How can I make a vegan mango pudding?
To make a vegan mango pudding, replace the gelatin with agar-agar. Substitute dairy milk and heavy cream with plant-based alternatives like coconut milk, cashew cream, or oat milk.
What is the best type of mango to use?
The best mangoes for pudding are those that are ripe, sweet, and have a smooth texture. Alphonso, Honey, and Kent mangoes are excellent choices.
How long does mango pudding last in the refrigerator?
Mango pudding will typically last for 3-4 days in the refrigerator, stored in an airtight container.
Can I freeze mango pudding?
Freezing mango pudding is not recommended, as it can alter the texture and make it watery. It’s best enjoyed fresh.
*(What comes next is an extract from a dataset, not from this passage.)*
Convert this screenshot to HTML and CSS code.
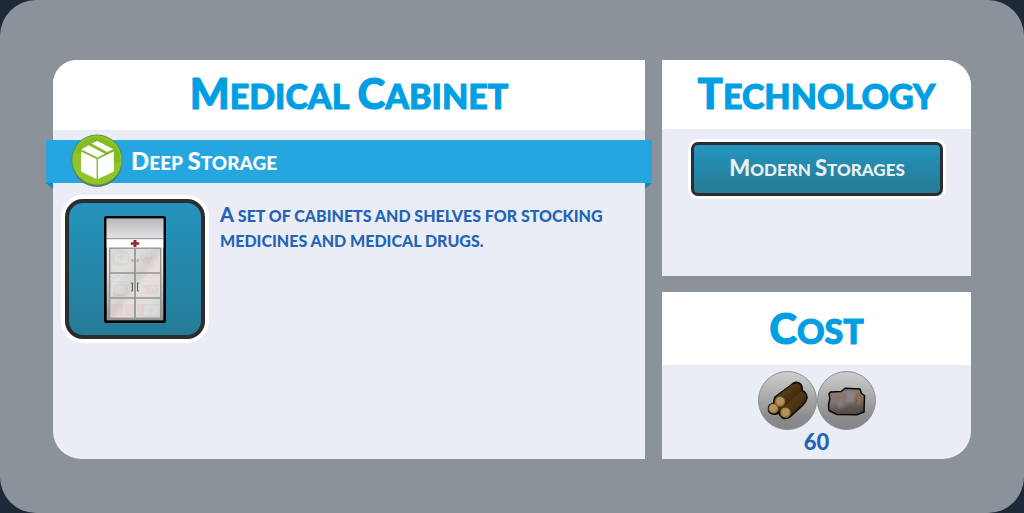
FILE: index.html
```html
<!DOCTYPE html>
<html lang="en">
<head>
<meta charset="utf-8">
<meta name="viewport" content="width=device-width, initial-scale=1">
<title>Medical Cabinet</title>
<link rel="stylesheet" href="styles.css">
</head>
<body>
<main class="shell">
  <section class="panel panel-main">
    <h1 class="panel-title caps"><span class="word">Medical</span> <span class="word">Cabinet</span></h1>
    <div class="ribbon">
      <svg class="badge" viewBox="0 0 52 56" aria-hidden="true">
        <circle cx="26" cy="28" r="25" fill="#5b7768"/>
        <circle cx="26" cy="26" r="25.500" fill="#5c8a3c"/>
        <circle cx="26" cy="26" r="24.700" fill="#8fc42e"/>
        <path d="M3.500 17A24.700 24.700 0 0 1 50 28Q25 32 8 19Z" fill="#82bb22"/>
        <path d="M10 17.500L25.500 25v20L10 37.500zM27 25l15.800-7.500v20L27 45z" fill="#fff"/>
        <path d="M10.300 15.500L17.500 11.300 34 19.700 26.500 23.500zM20.500 9.500L26.500 7 42.300 15.300 36 18z" fill="#fff"/>
      </svg>
      <h2 class="ribbon-text caps"><span class="word">Deep</span> <span class="word">Storage</span></h2>
    </div>
    <div class="details">
      <div class="tile">
        <svg class="cabinet" viewBox="0 0 62 107" role="img" aria-label="Medical cabinet">
          <defs>
            <linearGradient id="top" x2="0" y2="1"><stop stop-color="#b9b8ba"/><stop offset="1" stop-color="#e4e3e5"/></linearGradient>
            <linearGradient id="side" x2="0" y2="1"><stop stop-color="#fff"/><stop offset=".5" stop-color="#e2e2e2"/><stop offset="1" stop-color="#949494"/></linearGradient>
            <linearGradient id="glass" x2="1" y2="1"><stop stop-color="#d6d9d6"/><stop offset=".3" stop-color="#e2dedb"/><stop offset=".48" stop-color="#d0d2d1"/><stop offset=".58" stop-color="#eadfdd"/><stop offset="1" stop-color="#d5d9d7"/></linearGradient>
          </defs>
          <rect width="62" height="107" rx="2.500" fill="#050505"/>
          <rect x="2.700" y="2.700" width="56.600" height="101.600" fill="url(#side)"/>
          <rect x="2.700" y="2.700" width="56.600" height="20" fill="url(#top)"/>
          <rect x="2.700" y="22.700" width="56.600" height="9" fill="#fff"/>
          <path d="M2.700 22.700h56.600" stroke="#888"/>
          <path d="M29.500 24h3v2.200h2.700v2.600h-2.700v2.200h-3v-2.200h-2.700v-2.600h2.700z" fill="#96262d"/>
          <rect x="5.700" y="32.200" width="51" height="70" fill="url(#glass)" stroke="#969696" stroke-width="1.400"/>
          <g fill="none" stroke="#bcb9b8" stroke-width=".8" opacity=".4">
            <rect x="9.500" y="36" width="15" height="12" rx="2"/><path d="M17 38v6M14 41h6M14 35h6"/>
            <path d="M37 37v7l3-5 3 5v-7M47 36v8M50 36v8M53 36v8"/>
            <path d="M7 60l4 3 3-4 4 5 4-4 4 4M35 58l3 4 4-4 4 4 5-4 4 3"/>
            <rect x="10" y="69" width="13" height="10" rx="2"/><path d="M13 66h8M37 70h16v7H37"/>
            <rect x="39" y="89" width="16" height="11"/><path d="M47 91v6M44 94h6"/>
          </g>
          <g fill="#dc8c83" opacity=".12"><path d="M8 88h12v12H8zM21 88h9v12h-9zM33 88h6v12h-6zM34 44l16-5-5 9zM8 76l13 3-13 3zM39 69l15 6-12 1z"/></g>
          <path d="M28 42l2 2-1 2-2-2zM33 42l2 2-2 2z" fill="#a1ae70" opacity=".6"/>
          <path d="M27 45h8" stroke="#d48e91" opacity=".6"/>
          <path d="M31 32v70M6 57h51M6 82h51" stroke="#939393" stroke-width="1.700"/>
          <path d="M27.200 67h1.200v8h-1.200M34.800 67h-1.200v8h1.200" fill="none" stroke="#3c4142" stroke-width=".9"/>
        </svg>
      </div>
      <p class="description">A set of cabinets and shelves for stocking medicines and medical drugs.</p>
    </div>
  </section>

  <div class="side">
    <section class="panel panel-tech">
      <h2 class="panel-title caps"><span class="word">Technology</span></h2>
      <div class="tech-body">
        <button class="tech caps" type="button"><span class="word">Modern</span> <span class="word">Storages</span></button>
      </div>
    </section>
    <section class="panel panel-cost">
      <h2 class="panel-title caps"><span class="word">Cost</span></h2>
      <div class="cost-body">
        <div class="materials">
          <svg class="material" viewBox="0 0 59 59" role="img" aria-label="Wood">
            <defs>
              <linearGradient id="disc" x2="0" y2="1"><stop stop-color="#cfcfcf"/><stop offset=".8" stop-color="#8b8b8b"/><stop offset="1" stop-color="#858585"/></linearGradient>
              <linearGradient id="bark" x2=".8" y2=".7"><stop stop-color="#6a4c20"/><stop offset="1" stop-color="#3e290b"/></linearGradient>
            </defs>
            <circle cx="29.500" cy="29.500" r="29" fill="url(#disc)" stroke="#8d8d91"/>
            <path d="M17 26L35 12.500Q39 10 42.500 13Q45 16 44 19.500Q49 21.500 49 27Q48 31 45 34L32.500 45.500Q28 49 24 46.500Q21 44 21 41.500Q19 44 15 43Q10 42 10.500 37Q11 33 15.500 32.500Q15.500 29 17 26Z" fill="#452e0e" stroke="#080704" stroke-width="1.500"/>
            <path d="M18 26L35.500 13Q40 11.500 43 16L42 20 26.500 33.500 25.500 27z" fill="url(#bark)"/>
            <path d="M25.500 36.500L43.500 20.500Q48 22 48 27L32 44z" fill="url(#bark)"/>
            <g fill="#9c7c4a" stroke="#4a3314" stroke-width=".5"><circle cx="15.500" cy="37.500" r="5"/><circle cx="22" cy="30.500" r="5.200"/><circle cx="27.500" cy="41.500" r="5.300"/></g>
            <g fill="#b5935c"><circle cx="15.300" cy="37" r="3.600"/><circle cx="22.200" cy="30" r="3.700"/><circle cx="27.500" cy="41" r="3.700"/></g>
          </svg>
          <svg class="material" viewBox="0 0 59 59" role="img" aria-label="Stone">
            <defs>
              <linearGradient id="rock" x2=".2" y2="1"><stop stop-color="#8c7d77"/><stop offset=".55" stop-color="#7c7370"/><stop offset="1" stop-color="#4e4846"/></linearGradient>
              <filter id="soft"><feGaussianBlur stdDeviation="1.500"/></filter>
              <filter id="rust"><feGaussianBlur stdDeviation=".7"/></filter>
            </defs>
            <circle cx="29.500" cy="29.500" r="29" fill="url(#disc)" stroke="#8d8d91"/>
            <path d="M13.500 21L24 20.500 28.500 17.200 43 18 44.500 22.500 47.500 24.500 47 41 40 43.800 20 43.500 12 39.500 11.500 34 12.800 28 12 23z" fill="url(#rock)"/>
            <g filter="url(#soft)" opacity=".6"><path d="M29 20l10 2-2 9-8 1zM20 31l5-3 3 6-6 4z" fill="#978b86"/><path d="M15 37l13 1 4-3 12 4-5 3H21zM40 22l4 5-3 7-4-4z" fill="#61524c"/></g>
            <path d="M20 24l4-1-1 5-3 1zM39 21l3 1 2 7-2 5-2-2z" fill="#a66a40" opacity=".7" filter="url(#rust)"/>
            <path d="M13.500 21L24 20.500 28.500 17.200 43 18 44.500 22.500 47.500 24.500 47 41 40 43.800 20 43.500 12 39.500 11.500 34 12.800 28 12 23z" fill="none" stroke="#070707" stroke-width="1.500" stroke-linejoin="round"/>
          </svg>
        </div>
        <p class="amount">60</p>
      </div>
    </section>
  </div>
</main>
</body>
</html>
```
FILE: styles.css
```css
* { box-sizing: border-box; }

body {
  margin: 0;
  background: #1c2938;
  font-family: Lato, "Open Sans", sans-serif;
  font-weight: 900;
}

h1, h2, p { margin: 0; }

.shell {
  min-height: 100vh;
  padding: 60px 53px 54px;
  display: grid;
  grid-template-columns: minmax(0, 592fr) minmax(0, 309fr);
  gap: 17px;
  background: #8b9299;
  border-radius: 36px;
}

.panel {
  display: flex;
  flex-direction: column;
  background: #eaedf6;
}

.panel-main { border-radius: 24px 0 0 28px; }
.panel-tech { border-radius: 0 26px 0 0; }
.panel-cost { border-radius: 0 0 28px 0; }

.side {
  display: grid;
  grid-template-rows: 1fr auto;
  gap: 16px;
}

.caps {
  text-transform: uppercase;
  font-weight: 900;
}

.word { display: inline-block; }

.panel-title {
  height: 69px;
  border-radius: inherit;
  border-bottom-left-radius: 0;
  background: #fff;
  color: #009fe3;
  font-size: 34px;
  line-height: 67px;
  text-align: center;
  -webkit-text-stroke: 1px #009fe3;
}

.panel-title .word::first-letter { font-size: 42px; }

.panel-main .panel-title { height: 70px; }

.panel-cost .panel-title {
  height: 73px;
  line-height: 73px;
  border-radius: 0;
}

.ribbon {
  position: relative;
  height: 43px;
  margin: 10px -7px 0;
  padding-left: 25px;
  display: flex;
  align-items: center;
  gap: 8px;
  background: #25a6e1;
  color: #fff;
}

.ribbon::before,
.ribbon::after {
  content: "";
  position: absolute;
  top: 100%;
  width: 7px;
  height: 6px;
  background: #1687b8;
}

.ribbon::before { left: 0; clip-path: polygon(0 0, 100% 0, 100% 100%); }
.ribbon::after { right: 0; clip-path: polygon(0 0, 100% 0, 0 100%); }

.badge {
  width: 52px;
  height: 56px;
  flex: none;
}

.ribbon-text {
  font-size: 19px;
  line-height: 43px;
}

.ribbon-text .word::first-letter { font-size: 24px; }

.details {
  display: flex;
  gap: 15px;
  padding: 16px 20px 16px 12px;
}

.tile {
  flex: none;
  width: 140px;
  height: 140px;
  display: flex;
  align-items: center;
  justify-content: center;
  border: 4px solid #2c2c2e;
  border-radius: 18px;
  background: linear-gradient(#2594bf, #247b95);
  background-origin: border-box;
  box-shadow: 0 0 0 4px #fff;
}

.cabinet {
  width: 62px;
  height: 107px;
}

.description {
  padding-top: 3px;
  color: #2364b8;
  font-size: 16px;
  line-height: 25px;
  text-transform: uppercase;
}

.description::first-letter { font-size: 20px; }

.tech-body { padding: 13px 28px 16px 29px; }

.tech {
  display: block;
  width: 100%;
  height: 54px;
  padding: 0 0 4px;
  border: 3px solid #2c2c2e;
  border-radius: 7px;
  background: linear-gradient(#2594bf, #247b95);
  box-shadow: 0 0 0 3px #fff;
  color: #ebeeee;
  font-family: inherit;
  font-size: 17px;
}

.tech .word::first-letter { font-size: 22px; }

.cost-body {
  padding: 6px 0 5px;
  text-align: center;
}

.materials {
  display: flex;
  justify-content: center;
}

.material {
  width: 59px;
  height: 59px;
}

.amount {
  color: #2364b8;
  font-size: 22px;
  line-height: 24px;
}
```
How do I prevent my mango pudding from being lumpy?
To prevent lumps, ensure that the mangoes are thoroughly pureed and that the gelatin is completely dissolved in the warm milk mixture. Straining the mixture can also help.
What if my mango pudding doesn’t set?
If your mango pudding doesn’t set, it could be due to insufficient gelatin or agar-agar, or not enough chilling time. Make sure you are using the correct amount of setting agent and allow sufficient time for the pudding to chill.
Can I use honey instead of sugar?
Yes, you can use honey as a natural sweetener. However, it may slightly alter the flavor and color of the pudding. Adjust the amount to your taste.
How do I unmold my mango pudding?
To unmold, gently loosen the edges with a knife and dip the bottom of the mold briefly in warm water. Then, invert onto a serving plate.
Can I add spices to my mango pudding?
Yes, you can add spices like cardamom, ginger, or cinnamon to enhance the flavor. Start with a small amount and adjust to your preference.
Is it necessary to strain the mango pudding mixture?
Straining is optional, but it will result in a smoother and more refined pudding. If you’re using a high-powered blender, it may not be necessary.
How do I know when the gelatin is bloomed properly?
Bloomed gelatin will become soft and spongy. It should absorb the water and have a gelatinous consistency.